**Your objective:** Give a verbatim copy of the lines below, minus the pictures.

**Dataset excerpt:**

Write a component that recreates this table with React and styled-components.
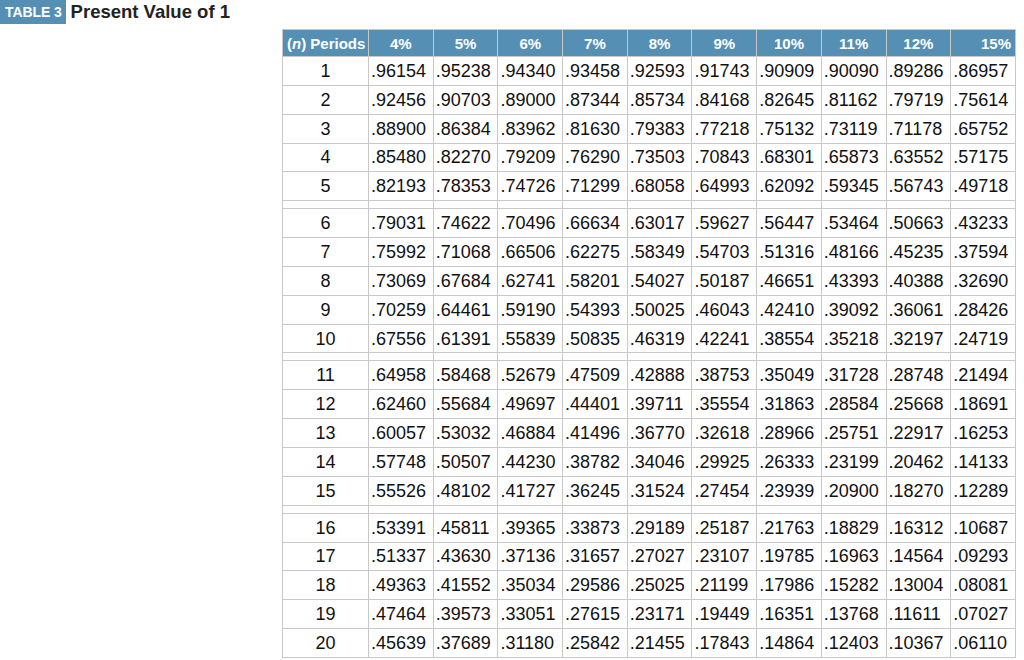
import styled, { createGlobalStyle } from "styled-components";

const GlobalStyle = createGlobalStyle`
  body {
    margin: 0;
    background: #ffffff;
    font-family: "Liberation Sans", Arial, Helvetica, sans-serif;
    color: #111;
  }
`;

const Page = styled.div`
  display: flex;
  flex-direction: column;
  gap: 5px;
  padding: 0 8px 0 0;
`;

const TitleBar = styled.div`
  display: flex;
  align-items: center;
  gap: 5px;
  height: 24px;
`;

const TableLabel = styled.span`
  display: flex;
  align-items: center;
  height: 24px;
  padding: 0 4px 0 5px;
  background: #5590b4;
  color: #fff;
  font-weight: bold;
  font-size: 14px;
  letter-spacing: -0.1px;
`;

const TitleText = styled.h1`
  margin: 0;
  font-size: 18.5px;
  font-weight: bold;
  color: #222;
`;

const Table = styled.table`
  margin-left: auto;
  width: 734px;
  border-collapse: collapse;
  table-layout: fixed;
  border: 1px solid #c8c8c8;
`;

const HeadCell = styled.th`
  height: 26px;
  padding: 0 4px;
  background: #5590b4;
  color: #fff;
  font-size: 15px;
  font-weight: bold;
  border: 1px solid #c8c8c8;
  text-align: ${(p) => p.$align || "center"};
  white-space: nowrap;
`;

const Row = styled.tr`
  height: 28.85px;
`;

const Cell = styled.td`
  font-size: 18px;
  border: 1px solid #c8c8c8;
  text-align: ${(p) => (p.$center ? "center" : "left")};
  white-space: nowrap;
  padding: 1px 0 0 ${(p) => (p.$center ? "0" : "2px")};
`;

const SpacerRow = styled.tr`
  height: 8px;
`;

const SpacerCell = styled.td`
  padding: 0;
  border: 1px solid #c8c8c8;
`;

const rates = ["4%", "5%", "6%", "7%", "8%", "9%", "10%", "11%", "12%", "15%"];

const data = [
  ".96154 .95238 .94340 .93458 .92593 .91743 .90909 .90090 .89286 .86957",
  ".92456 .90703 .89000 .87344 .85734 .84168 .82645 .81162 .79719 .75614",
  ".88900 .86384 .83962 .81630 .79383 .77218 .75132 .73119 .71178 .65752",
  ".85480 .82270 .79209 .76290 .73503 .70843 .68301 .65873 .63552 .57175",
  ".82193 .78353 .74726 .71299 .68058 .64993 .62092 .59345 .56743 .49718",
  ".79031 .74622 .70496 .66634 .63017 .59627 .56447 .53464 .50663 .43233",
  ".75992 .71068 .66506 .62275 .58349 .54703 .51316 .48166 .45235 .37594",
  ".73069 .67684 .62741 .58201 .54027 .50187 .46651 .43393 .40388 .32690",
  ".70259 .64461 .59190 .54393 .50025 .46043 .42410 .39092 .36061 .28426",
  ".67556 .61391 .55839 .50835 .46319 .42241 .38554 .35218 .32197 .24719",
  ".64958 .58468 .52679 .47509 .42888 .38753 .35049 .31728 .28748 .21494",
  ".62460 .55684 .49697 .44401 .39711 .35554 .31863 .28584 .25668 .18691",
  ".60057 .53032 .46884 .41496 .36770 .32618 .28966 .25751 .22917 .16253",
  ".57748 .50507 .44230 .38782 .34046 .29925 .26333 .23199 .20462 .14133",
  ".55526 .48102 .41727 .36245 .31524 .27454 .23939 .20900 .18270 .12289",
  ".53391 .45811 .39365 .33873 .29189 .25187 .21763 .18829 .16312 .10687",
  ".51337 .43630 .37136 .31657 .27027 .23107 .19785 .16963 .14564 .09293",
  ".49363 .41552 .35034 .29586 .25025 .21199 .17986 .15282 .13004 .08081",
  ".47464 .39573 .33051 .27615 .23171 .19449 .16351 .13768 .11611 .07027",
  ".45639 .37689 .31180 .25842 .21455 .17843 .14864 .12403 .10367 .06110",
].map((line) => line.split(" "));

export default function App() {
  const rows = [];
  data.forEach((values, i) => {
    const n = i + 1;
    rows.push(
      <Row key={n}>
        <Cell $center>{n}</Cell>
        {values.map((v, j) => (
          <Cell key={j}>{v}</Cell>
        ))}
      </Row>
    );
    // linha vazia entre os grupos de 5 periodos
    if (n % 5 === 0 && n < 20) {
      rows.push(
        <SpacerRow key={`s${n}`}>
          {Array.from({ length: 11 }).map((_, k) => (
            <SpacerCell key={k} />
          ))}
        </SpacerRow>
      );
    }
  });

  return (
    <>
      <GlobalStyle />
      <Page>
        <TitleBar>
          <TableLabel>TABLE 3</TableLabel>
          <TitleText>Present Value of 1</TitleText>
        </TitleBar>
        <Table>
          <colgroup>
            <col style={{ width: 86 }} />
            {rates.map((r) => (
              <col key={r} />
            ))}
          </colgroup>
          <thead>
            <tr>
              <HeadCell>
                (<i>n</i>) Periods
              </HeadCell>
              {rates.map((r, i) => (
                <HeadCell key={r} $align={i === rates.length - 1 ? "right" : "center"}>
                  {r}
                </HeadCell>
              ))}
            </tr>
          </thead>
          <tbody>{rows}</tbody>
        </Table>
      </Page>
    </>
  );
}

**Result of this task:**
Write a component that recreates this table with React and styled-components.
import styled, { createGlobalStyle } from "styled-components";

const GlobalStyle = createGlobalStyle`
  body {
    margin: 0;
    background: #ffffff;
    font-family: "Liberation Sans", Arial, Helvetica, sans-serif;
    color: #111;
  }
`;

const Page = styled.div`
  display: flex;
  flex-direction: column;
  gap: 5px;
  padding: 0 8px 0 0;
`;

const TitleBar = styled.div`
  display: flex;
  align-items: center;
  gap: 5px;
  height: 24px;
`;

const TableLabel = styled.span`
  display: flex;
  align-items: center;
  height: 24px;
  padding: 0 4px 0 5px;
  background: #5590b4;
  color: #fff;
  font-weight: bold;
  font-size: 14px;
  letter-spacing: -0.1px;
`;

const TitleText = styled.h1`
  margin: 0;
  font-size: 18.5px;
  font-weight: bold;
  color: #222;
`;

const Table = styled.table`
  margin-left: auto;
  width: 734px;
  border-collapse: collapse;
  table-layout: fixed;
  border: 1px solid #c8c8c8;
`;

const HeadCell = styled.th`
  height: 26px;
  padding: 0 4px;
  background: #5590b4;
  color: #fff;
  font-size: 15px;
  font-weight: bold;
  border: 1px solid #c8c8c8;
  text-align: ${(p) => p.$align || "center"};
  white-space: nowrap;
`;

const Row = styled.tr`
  height: 28.85px;
`;

const Cell = styled.td`
  font-size: 18px;
  border: 1px solid #c8c8c8;
  text-align: ${(p) => (p.$center ? "center" : "left")};
  white-space: nowrap;
  padding: 1px 0 0 ${(p) => (p.$center ? "0" : "2px")};
`;

const SpacerRow = styled.tr`
  height: 8px;
`;

const SpacerCell = styled.td`
  padding: 0;
  border: 1px solid #c8c8c8;
`;

const rates = ["4%", "5%", "6%", "7%", "8%", "9%", "10%", "11%", "12%", "15%"];

const data = [
  ".96154 .95238 .94340 .93458 .92593 .91743 .90909 .90090 .89286 .86957",
  ".92456 .90703 .89000 .87344 .85734 .84168 .82645 .81162 .79719 .75614",
  ".88900 .86384 .83962 .81630 .79383 .77218 .75132 .73119 .71178 .65752",
  ".85480 .82270 .79209 .76290 .73503 .70843 .68301 .65873 .63552 .57175",
  ".82193 .78353 .74726 .71299 .68058 .64993 .62092 .59345 .56743 .49718",
  ".79031 .74622 .70496 .66634 .63017 .59627 .56447 .53464 .50663 .43233",
  ".75992 .71068 .66506 .62275 .58349 .54703 .51316 .48166 .45235 .37594",
  ".73069 .67684 .62741 .58201 .54027 .50187 .46651 .43393 .40388 .32690",
  ".70259 .64461 .59190 .54393 .50025 .46043 .42410 .39092 .36061 .28426",
  ".67556 .61391 .55839 .50835 .46319 .42241 .38554 .35218 .32197 .24719",
  ".64958 .58468 .52679 .47509 .42888 .38753 .35049 .31728 .28748 .21494",
  ".62460 .55684 .49697 .44401 .39711 .35554 .31863 .28584 .25668 .18691",
  ".60057 .53032 .46884 .41496 .36770 .32618 .28966 .25751 .22917 .16253",
  ".57748 .50507 .44230 .38782 .34046 .29925 .26333 .23199 .20462 .14133",
  ".55526 .48102 .41727 .36245 .31524 .27454 .23939 .20900 .18270 .12289",
  ".53391 .45811 .39365 .33873 .29189 .25187 .21763 .18829 .16312 .10687",
  ".51337 .43630 .37136 .31657 .27027 .23107 .19785 .16963 .14564 .09293",
  ".49363 .41552 .35034 .29586 .25025 .21199 .17986 .15282 .13004 .08081",
  ".47464 .39573 .33051 .27615 .23171 .19449 .16351 .13768 .11611 .07027",
  ".45639 .37689 .31180 .25842 .21455 .17843 .14864 .12403 .10367 .06110",
].map((line) => line.split(" "));

export default function App() {
  const rows = [];
  data.forEach((values, i) => {
    const n = i + 1;
    rows.push(
      <Row key={n}>
        <Cell $center>{n}</Cell>
        {values.map((v, j) => (
          <Cell key={j}>{v}</Cell>
        ))}
      </Row>
    );
    // linha vazia entre os grupos de 5 periodos
    if (n % 5 === 0 && n < 20) {
      rows.push(
        <SpacerRow key={`s${n}`}>
          {Array.from({ length: 11 }).map((_, k) => (
            <SpacerCell key={k} />
          ))}
        </SpacerRow>
      );
    }
  });

  return (
    <>
      <GlobalStyle />
      <Page>
        <TitleBar>
          <TableLabel>TABLE 3</TableLabel>
          <TitleText>Present Value of 1</TitleText>
        </TitleBar>
        <Table>
          <colgroup>
            <col style={{ width: 86 }} />
            {rates.map((r) => (
              <col key={r} />
            ))}
          </colgroup>
          <thead>
            <tr>
              <HeadCell>
                (<i>n</i>) Periods
              </HeadCell>
              {rates.map((r, i) => (
                <HeadCell key={r} $align={i === rates.length - 1 ? "right" : "center"}>
                  {r}
                </HeadCell>
              ))}
            </tr>
          </thead>
          <tbody>{rows}</tbody>
        </Table>
      </Page>
    </>
  );
}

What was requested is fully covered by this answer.